Hydra used to ping maintainers when their packages broke. It doesn’t do that anymore, since there was an incident where it spammed every maintainer.
I would propose to start pinging maintainers once again. There seems to be some kind of consensus that maintainers should have real responsibility and I think fixing breakage is a central part of that responsibility. I have even written a script for myself that scrapes hydra and sends me emails.
For spam mitigation, it may be interesting to look into
notifying only the maintainer of the actual broken derivation or the first maintainer(s) up the chain if there is none. This way a stdenv failure won’t spam every maintainer.
notifying only once per week (or other timeframe) per package
I’m not sure if I’m up to hacking hydra myself, so this is mostly intended as a discussion without promise of implementation.
This would make my maintainer-ship a more convenient task. Currently I have to keep track of things on a regular basis, and if I don’t keep up things could be broken for a while.
I’d also like to note that maintainers are typically more responsive to notifications of breakage than, for example, updates. Though a possible drawback (maybe past issue?) is being notified repeatedly about transient failures. That would make this lose value.
Being notified upon Hydra failure would be very useful. However I would prefer Hydra to open a n issue on GitHub (assigned to me) rather that receiving an email. This is would help tracking the issue and it would also allow to discuss the issue with other developers.

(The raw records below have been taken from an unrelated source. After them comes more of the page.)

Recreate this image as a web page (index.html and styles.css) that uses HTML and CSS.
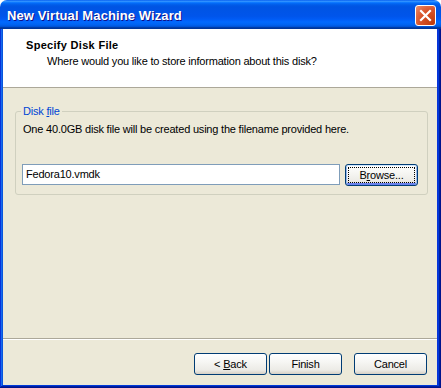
FILE: index.html
```html
<!DOCTYPE html>
<html>
<head>
<meta charset="utf-8">
<link rel="stylesheet" href="styles.css">
</head>
<body>
<div class="window">
  <div class="titlebar">
    <span class="title">New Virtual Machine Wizard</span>
    <span class="close">
      <svg width="13" height="13" viewBox="0 0 13 13"><path d="M2 2 L11 11 M11 2 L2 11" stroke="#fff" stroke-width="2.2" stroke-linecap="square"/></svg>
    </span>
  </div>
  <div class="frame">
    <div class="dialog">
      <div class="header">
        <div class="h-title">Specify Disk File</div>
        <div class="h-sub">Where would you like to store information about this disk?</div>
      </div>
      <div class="content">
        <fieldset class="group">
          <legend class="legend">Disk <u>f</u>ile</legend>
          <p class="desc">One 40.0GB disk file will be created using the filename provided here.</p>
          <div class="file-row">
            <div class="input">Fedora10.vmdk</div>
            <div class="btn btn-focus"><span class="focus-rect">B<u>r</u>owse...</span></div>
          </div>
        </fieldset>
      </div>
      <div class="footer">
        <div class="btn"><span>&lt; <u>B</u>ack</span></div>
        <div class="btn btn-finish">Finish</div>
        <div class="btn">Cancel</div>
      </div>
    </div>
  </div>
</div>
</body>
</html>
```
FILE: styles.css
```css
html, body {
  margin: 0;
  padding: 0;
  background: #ffffff;
}
body {
  font-family: "Liberation Sans", Arial, sans-serif;
  font-size: 11px;
  letter-spacing: -0.2px;
  color: #000;
}
.window {
  width: 441px;
  height: 388px;
  display: flex;
  flex-direction: column;
}
.titlebar {
  height: 29px;
  flex: none;
  display: flex;
  align-items: flex-start;
  justify-content: space-between;
  padding: 0 5px 0 7px;
  box-sizing: border-box;
  border-radius: 7px 7px 0 0;
  background: linear-gradient(to bottom, #0058ee 0%, #3593ff 4%, #288eff 6%, #127dff 8%, #036ffc 10%, #0262ee 14%, #0057e5 20%, #0054e3 24%, #0055eb 56%, #005bf5 66%, #026afe 76%, #0062ef 86%, #0052d6 92%, #0040ab 94%, #003092 100%);
}
.title {
  color: #fff;
  font-weight: bold;
  font-size: 13px;
  line-height: 15px;
  padding-top: 8px;
  text-shadow: 1px 1px #0f1089;
  letter-spacing: 0.1px;
}
.close {
  margin-top: 5px;
  width: 21px;
  height: 21px;
  box-sizing: border-box;
  border: 1px solid #fff;
  border-radius: 3px;
  background: radial-gradient(circle at 90% 90%, #c13b0a 0%, #d8532a 55%, #e06b45 75%, #eb9172 100%);
  display: flex;
  align-items: center;
  justify-content: center;
}
.frame {
  flex: 1;
  display: flex;
  padding: 0 4px 3px 3px;
  background: #0831d9;
  box-shadow: inset -1px -1px #00138c, inset 1px 0 #0831d9, inset -2px -2px #001ea0, inset 2px 0 #166aee, inset -3px -3px #003bda, inset 3px 0 #0855dd;
}
.dialog {
  flex: 1;
  display: flex;
  flex-direction: column;
  background: #ece9d8;
}
.header {
  flex: none;
  background: #fff;
  border-bottom: 1px solid #aca899;
  padding: 10px 0 0 23px;
  height: 48px;
}
.h-title {
  font-weight: bold;
  line-height: 13px;
  letter-spacing: 0.3px;
}
.h-sub {
  line-height: 13px;
  margin-top: 3px;
  padding-left: 21px;
}
.content {
  flex: 1;
  padding: 17px 9px 0 12px;
}
.group {
  margin: 0;
  border: 1px solid #d0d0bf;
  border-radius: 3px;
  padding: 0 7px 8px 7px;
}
.legend {
  color: #0046d5;
  padding: 0 2px;
  margin-left: -2px;
  line-height: 13px;
}
.desc {
  margin: 5px 0 0 0;
  line-height: 13px;
}
.file-row {
  display: flex;
  align-items: flex-start;
  gap: 5px;
  margin-top: 28px;
}
.input {
  margin-left: -1px;
  width: 318px;
  height: 21px;
  box-sizing: border-box;
  border: 1px solid #7f9db9;
  background: #fff;
  padding-left: 3px;
  line-height: 19px;
}
.btn {
  width: 73px;
  height: 22px;
  box-sizing: border-box;
  border: 1px solid #003c74;
  border-radius: 3px;
  background: linear-gradient(to bottom, #ffffff 0%, #f6f6f3 40%, #ecebe6 80%, #d6d0c5 100%);
  display: flex;
  align-items: center;
  justify-content: center;
  line-height: 13px;
}
.btn-focus {
  box-shadow: inset 0 1px #cee7ff, inset 1px 0 #98b8ea, inset -1px 0 #98b8ea, inset 0 -2px #6982ee;
  padding: 2px;
}
.focus-rect {
  flex: 1;
  align-self: stretch;
  display: flex;
  align-items: center;
  justify-content: center;
  outline: 1px dotted #000;
  outline-offset: -1px;
}
.footer {
  flex: none;
  border-top: 1px solid #aca899;
  box-shadow: inset 0 1px #fff;
  padding: 14px 10px 10px 0;
  display: flex;
  justify-content: flex-end;
  gap: 2px;
}
.btn-finish {
  margin-right: 10px;
}
u {
  text-decoration: underline;
  text-underline-offset: 1px;
}
```
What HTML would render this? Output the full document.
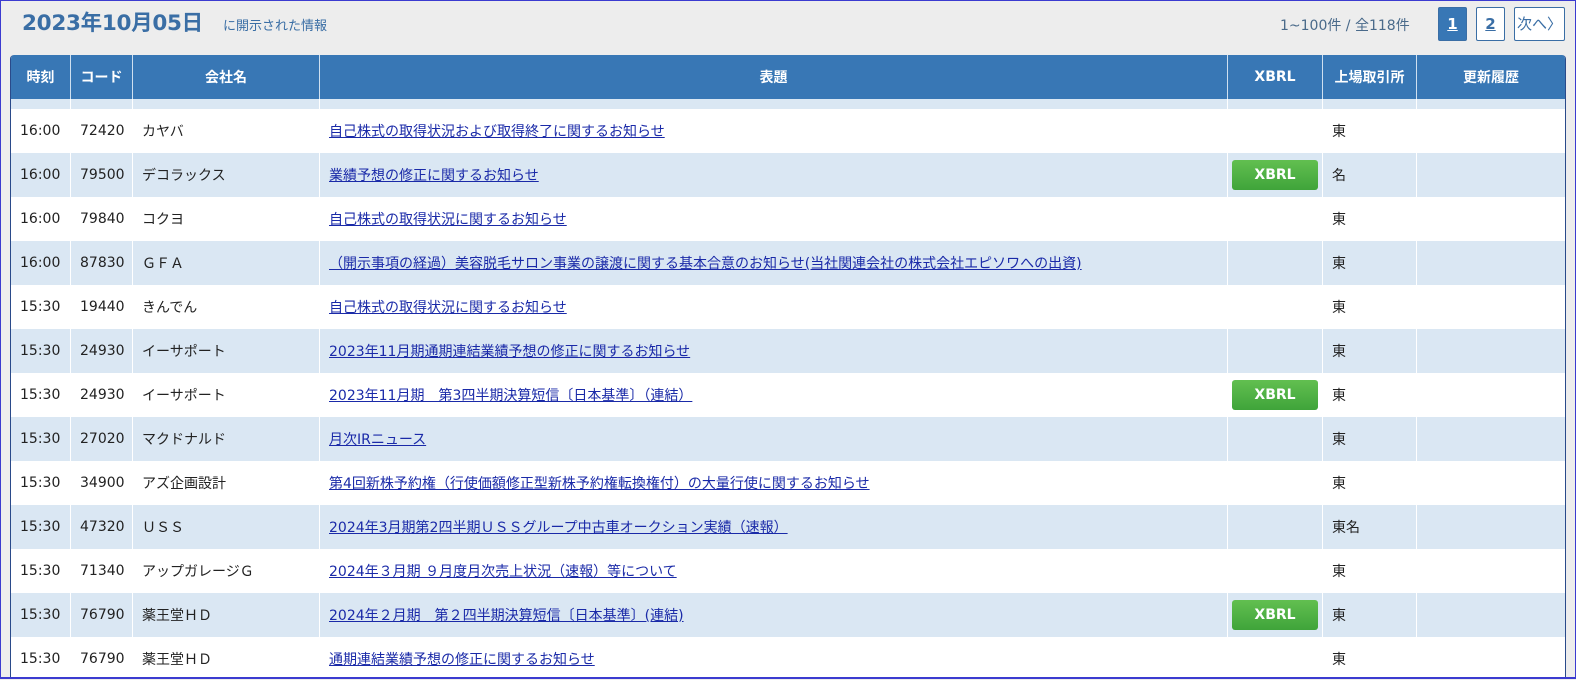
<!DOCTYPE html>
<html style="overflow:hidden;width:1576px;height:680px"><head><meta charset="utf-8"><style>
*{margin:0;padding:0;box-sizing:border-box}
html,body{width:1576px;height:680px;overflow:hidden}
body{background:#ededed;font-family:"DejaVu Sans","Noto Sans CJK JP",sans-serif;position:relative}
.frame{position:absolute;left:0;top:0;width:1576px;height:679px;border:1px solid #3b3bd0;border-bottom:2px solid #3b3bd0;pointer-events:none}
.title{position:absolute;left:22px;top:6px;font-size:21.5px;font-weight:bold;color:#3a6ea5;letter-spacing:-0.3px}
.sub{position:absolute;left:223px;top:15px;font-size:13px;color:#3a6ea5}
.cnt{position:absolute;left:1280px;top:15px;font-size:14px;color:#4a6a8a}
.pb{position:absolute;top:7px;height:34px;border:1px solid #3a6ea5;background:#fff;color:#3a6ea5;font-size:15px;font-weight:bold;text-align:center;line-height:32px;border-radius:2px}
.tbl{position:absolute;left:10px;top:55px;width:1556px;border-left:1px solid #2a4a8a;border-right:1px solid #2a4a8a;height:623px;background:#fff;overflow:hidden;border-radius:4px 4px 0 0}
.r{display:flex;height:44px;align-items:center}
.r>div{height:100%;display:flex;align-items:center;padding-left:9px;border-left:1px solid #fff;white-space:nowrap;overflow:hidden;font-size:14px;color:#222}
.r>div:first-child{border-left:none}
.h{height:44px;background:#3877b5}
.h>div{justify-content:center;padding-left:0!important;color:#fff!important;font-weight:bold;border-left-color:#cfe0f0!important}
.sp{height:10px;background:#dae7f3}
.b{background:#dae7f3}
.c1{width:59px}.c2{width:62px}.c3{width:187px}.c4{width:908px}.c5{width:95px}.c6{width:94px}.c7{flex:1}
a{color:#1a2aa8;text-decoration:underline}
.x{display:inline-block;width:86px;height:30px;margin-left:-5px;background:linear-gradient(#62bf50,#3fa43a);border-radius:3px;color:#fff;font-weight:bold;text-align:center;line-height:30px;font-size:14px}
</style></head><body>
<div class="title">2023年10月05日</div>
<div class="sub">に開示された情報</div>
<div class="cnt">1~100件 / 全118件</div>
<div class="pb" style="left:1438px;width:29px;background:#3877b5;color:#fff;text-decoration:underline">1</div>
<div class="pb" style="left:1476px;width:29px;text-decoration:underline">2</div>
<div class="pb" style="left:1514px;width:51px;font-weight:normal;font-size:15px">次へ〉</div>
<div class="tbl">
<div class="r h"><div class="c1">時刻</div><div class="c2">コード</div><div class="c3">会社名</div><div class="c4">表題</div><div class="c5">XBRL</div><div class="c6">上場取引所</div><div class="c7">更新履歴</div></div>
<div class="r sp"><div class="c1"></div><div class="c2"></div><div class="c3"></div><div class="c4"></div><div class="c5"></div><div class="c6"></div><div class="c7"></div></div>
<div class="r"><div class="c1">16:00</div><div class="c2">72420</div><div class="c3">カヤバ</div><div class="c4"><a>自己株式の取得状況および取得終了に関するお知らせ</a></div><div class="c5"></div><div class="c6">東</div><div class="c7"></div></div>
<div class="r b"><div class="c1">16:00</div><div class="c2">79500</div><div class="c3">デコラックス</div><div class="c4"><a>業績予想の修正に関するお知らせ</a></div><div class="c5"><span class="x">XBRL</span></div><div class="c6">名</div><div class="c7"></div></div>
<div class="r"><div class="c1">16:00</div><div class="c2">79840</div><div class="c3">コクヨ</div><div class="c4"><a>自己株式の取得状況に関するお知らせ</a></div><div class="c5"></div><div class="c6">東</div><div class="c7"></div></div>
<div class="r b"><div class="c1">16:00</div><div class="c2">87830</div><div class="c3">ＧＦＡ</div><div class="c4"><a>（開示事項の経過）美容脱毛サロン事業の譲渡に関する基本合意のお知らせ(当社関連会社の株式会社エピソワへの出資)</a></div><div class="c5"></div><div class="c6">東</div><div class="c7"></div></div>
<div class="r"><div class="c1">15:30</div><div class="c2">19440</div><div class="c3">きんでん</div><div class="c4"><a>自己株式の取得状況に関するお知らせ</a></div><div class="c5"></div><div class="c6">東</div><div class="c7"></div></div>
<div class="r b"><div class="c1">15:30</div><div class="c2">24930</div><div class="c3">イーサポート</div><div class="c4"><a>2023年11月期通期連結業績予想の修正に関するお知らせ</a></div><div class="c5"></div><div class="c6">東</div><div class="c7"></div></div>
<div class="r"><div class="c1">15:30</div><div class="c2">24930</div><div class="c3">イーサポート</div><div class="c4"><a>2023年11月期　第3四半期決算短信〔日本基準〕（連結）</a></div><div class="c5"><span class="x">XBRL</span></div><div class="c6">東</div><div class="c7"></div></div>
<div class="r b"><div class="c1">15:30</div><div class="c2">27020</div><div class="c3">マクドナルド</div><div class="c4"><a>月次IRニュース</a></div><div class="c5"></div><div class="c6">東</div><div class="c7"></div></div>
<div class="r"><div class="c1">15:30</div><div class="c2">34900</div><div class="c3">アズ企画設計</div><div class="c4"><a>第4回新株予約権（行使価額修正型新株予約権転換権付）の大量行使に関するお知らせ</a></div><div class="c5"></div><div class="c6">東</div><div class="c7"></div></div>
<div class="r b"><div class="c1">15:30</div><div class="c2">47320</div><div class="c3">ＵＳＳ</div><div class="c4"><a>2024年3月期第2四半期ＵＳＳグループ中古車オークション実績（速報）</a></div><div class="c5"></div><div class="c6">東名</div><div class="c7"></div></div>
<div class="r"><div class="c1">15:30</div><div class="c2">71340</div><div class="c3">アップガレージＧ</div><div class="c4"><a>2024年３月期 ９月度月次売上状況（速報）等について</a></div><div class="c5"></div><div class="c6">東</div><div class="c7"></div></div>
<div class="r b"><div class="c1">15:30</div><div class="c2">76790</div><div class="c3">薬王堂ＨＤ</div><div class="c4"><a>2024年２月期　第２四半期決算短信〔日本基準〕(連結)</a></div><div class="c5"><span class="x">XBRL</span></div><div class="c6">東</div><div class="c7"></div></div>
<div class="r"><div class="c1">15:30</div><div class="c2">76790</div><div class="c3">薬王堂ＨＤ</div><div class="c4"><a>通期連結業績予想の修正に関するお知らせ</a></div><div class="c5"></div><div class="c6">東</div><div class="c7"></div></div>
</div>
<div class="frame"></div>
</body></html>
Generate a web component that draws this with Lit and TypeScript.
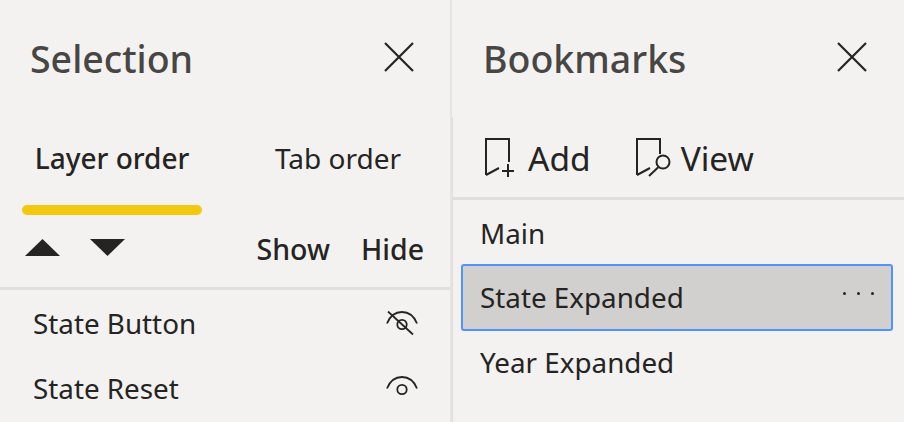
import { LitElement, css, html, svg, TemplateResult } from "lit";
import { customElement } from "lit/decorators.js";

const closeIcon = html`<svg class="close" width="32" height="32" viewBox="0 0 32 32">
    <path d="M2 2L30 30M30 2L2 30" fill="none" stroke="#252423" stroke-width="2.2" />
</svg>`;

const eyeArc = svg`<path d="M1 12.500C4 5 9 1 16 1S28 5 31 12.500" fill="none" stroke="#252423" stroke-width="1.800" />`;

const eyeOpen = html`<svg width="32" height="26" viewBox="0 0 32 26">
    ${eyeArc}
    <circle cx="16" cy="13.500" r="4.700" fill="none" stroke="#252423" stroke-width="1.800" />
</svg>`;

const eyeOff = html`<svg width="32" height="26" viewBox="0 0 32 26">
    ${eyeArc}
    <circle cx="16" cy="13.500" r="4.700" fill="none" stroke="#252423" stroke-width="1.800" />
    <path d="M2 0.500L27 23.500" fill="none" stroke="#252423" stroke-width="1.800" />
</svg>`;

const bookmarkAdd = html`<svg width="34" height="40" viewBox="0 0 34 40">
    <path d="M1 38V2H24V25M1 38L14 31" fill="none" stroke="#252423" stroke-width="2" />
    <path d="M17 34H29M23 27V40" fill="none" stroke="#252423" stroke-width="2" />
</svg>`;

const bookmarkView = html`<svg width="36" height="40" viewBox="0 0 36 40">
    <path d="M1 38V2H24V17M1 38L14 31" fill="none" stroke="#252423" stroke-width="2" />
    <circle cx="27" cy="25" r="6.500" fill="none" stroke="#252423" stroke-width="2" />
    <path d="M13 39L22.500 30" fill="none" stroke="#252423" stroke-width="2" />
</svg>`;

const triangle = (up: boolean): TemplateResult => html`<svg width="35" height="17" viewBox="0 0 35 17">
    <path d=${up ? "M0 17L17.500 0L35 17Z" : "M0 0H35L17.500 17Z"} fill="#252423" />
</svg>`;

const layers = [
    { name: "State Button", icon: eyeOff },
    { name: "State Reset", icon: eyeOpen },
];

const bookmarks = ["Main", "State Expanded", "Year Expanded"];

@customElement("app-root")
export class AppRoot extends LitElement {
    protected render(): TemplateResult {
        return html`
            <div class="page">
                <section class="selection">
                    <header>
                        <h1>Selection</h1>
                        ${closeIcon}
                    </header>
                    <div class="tabs">
                        <div class="tab active">Layer order<span class="bar"></span></div>
                        <div class="tab">Tab order</div>
                    </div>
                    <div class="order-bar">
                        <div class="arrows">${triangle(true)}${triangle(false)}</div>
                        <div class="toggles"><span>Show</span><span>Hide</span></div>
                    </div>
                    <div class="layers">
                        ${layers.map(
                            (l) => html`<div class="layer"><span>${l.name}</span>${l.icon}</div>`
                        )}
                    </div>
                </section>
                <section class="bookmarks">
                    <header>
                        <h1>Bookmarks</h1>
                        ${closeIcon}
                    </header>
                    <div class="body">
                        <div class="actions">
                            <div class="action">${bookmarkAdd}<span>Add</span></div>
                            <div class="action">${bookmarkView}<span>View</span></div>
                        </div>
                        <div class="list">
                            ${bookmarks.map(
                                (b, i) => html`<div class="bookmark ${i === 1 ? "selected" : ""}">
                                    <span>${b}</span>
                                    ${i === 1 ? html`<span class="dots"><i></i><i></i><i></i></span>` : ""}
                                </div>`
                            )}
                        </div>
                    </div>
                </section>
            </div>
        `;
    }

    static styles = css`
        :host {
            display: block;
            font-family: "Noto Sans", "Open Sans", sans-serif;
            color: #252423;
        }
        .page {
            display: flex;
            width: 904px;
            height: 422px;
            overflow: hidden;
            background: #f3f2f1;
        }
        section {
            box-sizing: border-box;
        }
        .selection {
            width: 452px;
            border-right: 2px solid #e6e4e2;
        }
        .bookmarks {
            width: 452px;
            display: flex;
            flex-direction: column;
        }
        header {
            box-sizing: border-box;
            height: 117px;
            display: flex;
            align-items: center;
            justify-content: space-between;
            padding: 0 35px 4px 30px;
        }
        .bookmarks header {
            padding-left: 31px;
            padding-right: 36px;
        }
        h1 {
            margin: 4px 0 0;
            font-size: 37.500px;
            font-weight: 500;
            color: #484644;
        }
        .close {
            display: block;
        }
        .tabs {
            display: flex;
            height: 98px;
            padding-left: 22px;
        }
        .tab {
            box-sizing: border-box;
            width: 180px;
            height: 98px;
            display: flex;
            flex-direction: column;
            align-items: center;
            padding-top: 19px;
            font-size: 28px;
            line-height: 44px;
            white-space: nowrap;
        }
        .tab + .tab {
            margin-left: 46px;
        }
        .tab.active {
            font-weight: 500;
        }
        .bar {
            width: 100%;
            height: 10px;
            margin-top: auto;
            border-radius: 5px;
            background: #f2c811;
        }
        .order-bar {
            box-sizing: border-box;
            height: 75px;
            display: flex;
            justify-content: space-between;
            align-items: flex-start;
            padding: 24px 26px 0 25px;
            border-bottom: 3px solid #e1dfdd;
        }
        .arrows {
            display: flex;
            gap: 30px;
        }
        .arrows svg {
            display: block;
        }
        .toggles {
            display: flex;
            gap: 31px;
            margin-top: -10px;
            font-size: 28.500px;
            font-weight: 500;
            line-height: 40px;
        }
        .layers {
            padding: 0 32px 0 33px;
        }
        .layer {
            height: 65px;
            display: flex;
            align-items: center;
            justify-content: space-between;
            font-size: 27.800px;
        }
        .layer svg {
            display: block;
            margin-top: 2px;
        }
        .body {
            flex: 1;
            border-left: 1px solid #e1dfdd;
        }
        .actions {
            box-sizing: border-box;
            height: 83px;
            display: flex;
            gap: 45px;
            padding: 20px 0 0 32px;
            border-bottom: 3px solid #e1dfdd;
        }
        .action {
            display: flex;
            align-items: flex-start;
            gap: 9px;
            font-size: 33.500px;
            line-height: 42px;
        }
        .action svg {
            display: block;
            flex: none;
        }
        .list {
            padding: 0 11px 0 8px;
        }
        .bookmark {
            box-sizing: border-box;
            height: 65px;
            display: flex;
            align-items: center;
            justify-content: space-between;
            padding: 0 18px 4px 19px;
            font-size: 27.800px;
        }
        .bookmark:first-child {
            height: 64px;
            padding-top: 1px;
            padding-bottom: 0;
        }
        .bookmark.selected {
            height: 67px;
            padding: 0 17px 2px 17px;
            background: #d2d0ce;
            border: 2px solid #4f94ff;
            border-radius: 3px;
        }
        .dots {
            display: flex;
            gap: 10.500px;
            margin-top: -6px;
        }
        .dots i {
            width: 3.500px;
            height: 3.500px;
            border-radius: 50%;
            background: #252423;
        }
    `;
}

To prevent spam of email/issues- perhaps the title could be of the format- hash-package name (Path inside /nix/store) and if it’s found that such an issue has been closed in the last 10 days then don’t create a new one.
I would love this as a maintainer (though perhaps I would also like to receive email)
I would also love this as a non-maintainer: this would provide an obvious place to share information on the failure, so that as a ‘casual’ contributor it is easy to read up on what has been already found out about it, use that as a starting point to investigate further and share your your results (even if you didn’t get far enough to be able to produce a PR).